§ What is being asked: Your task is to output the listing word for word, with pictures excluded.

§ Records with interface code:
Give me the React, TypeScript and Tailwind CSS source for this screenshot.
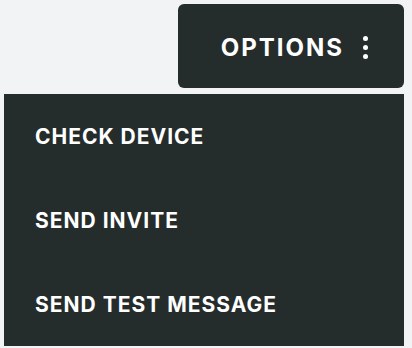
export default function App() {
  const items = ["CHECK DEVICE", "SEND INVITE", "SEND TEST MESSAGE"];

  return (
    <div
      className="h-[348px] w-[412px] overflow-hidden bg-[#f2f3f5] pt-1 pl-1 pr-2"
      style={{ fontFamily: "Inter, 'Open Sans', sans-serif" }}
    >
      <div className="flex justify-end">
        <button className="flex h-[84px] w-[226px] items-center justify-end gap-[19px] rounded-md bg-[#252c2c] pr-[36px] pt-[4px] text-white">
          <span className="text-[24px] font-bold tracking-[2px]">OPTIONS</span>
          <span className="flex flex-col gap-[4px] pb-[2px]">
            <span className="h-[5px] w-[5px] rounded-full bg-white" />
            <span className="h-[5px] w-[5px] rounded-full bg-white" />
            <span className="h-[5px] w-[5px] rounded-full bg-white" />
          </span>
        </button>
      </div>

      {/* dropdown */}
      <ul className="mt-[6px] bg-[#252c2c] text-white">
        {items.map((label) => (
          <li
            key={label}
            className="flex h-[84px] items-center pl-[31px] pt-[1px] text-[21px] font-bold tracking-[1px]"
          >
            {label}
          </li>
        ))}
      </ul>
    </div>
  );
}
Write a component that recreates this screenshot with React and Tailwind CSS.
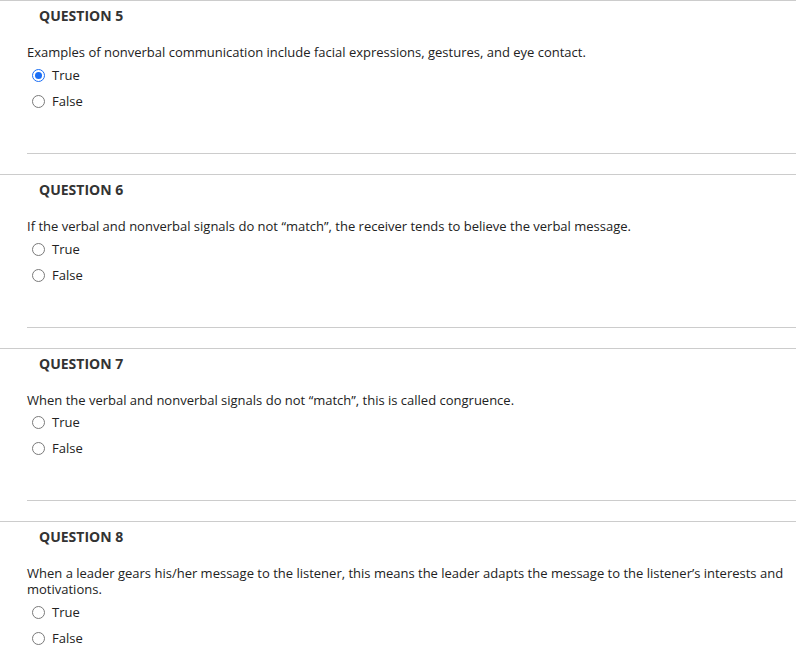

§ Problem solution:
Give me the React, TypeScript and Tailwind CSS source for this screenshot.
export default function App() {
  const items = ["CHECK DEVICE", "SEND INVITE", "SEND TEST MESSAGE"];

  return (
    <div
      className="h-[348px] w-[412px] overflow-hidden bg-[#f2f3f5] pt-1 pl-1 pr-2"
      style={{ fontFamily: "Inter, 'Open Sans', sans-serif" }}
    >
      <div className="flex justify-end">
        <button className="flex h-[84px] w-[226px] items-center justify-end gap-[19px] rounded-md bg-[#252c2c] pr-[36px] pt-[4px] text-white">
          <span className="text-[24px] font-bold tracking-[2px]">OPTIONS</span>
          <span className="flex flex-col gap-[4px] pb-[2px]">
            <span className="h-[5px] w-[5px] rounded-full bg-white" />
            <span className="h-[5px] w-[5px] rounded-full bg-white" />
            <span className="h-[5px] w-[5px] rounded-full bg-white" />
          </span>
        </button>
      </div>

      {/* dropdown */}
      <ul className="mt-[6px] bg-[#252c2c] text-white">
        {items.map((label) => (
          <li
            key={label}
            className="flex h-[84px] items-center pl-[31px] pt-[1px] text-[21px] font-bold tracking-[1px]"
          >
            {label}
          </li>
        ))}
      </ul>
    </div>
  );
}
Write a component that recreates this screenshot with React and Tailwind CSS.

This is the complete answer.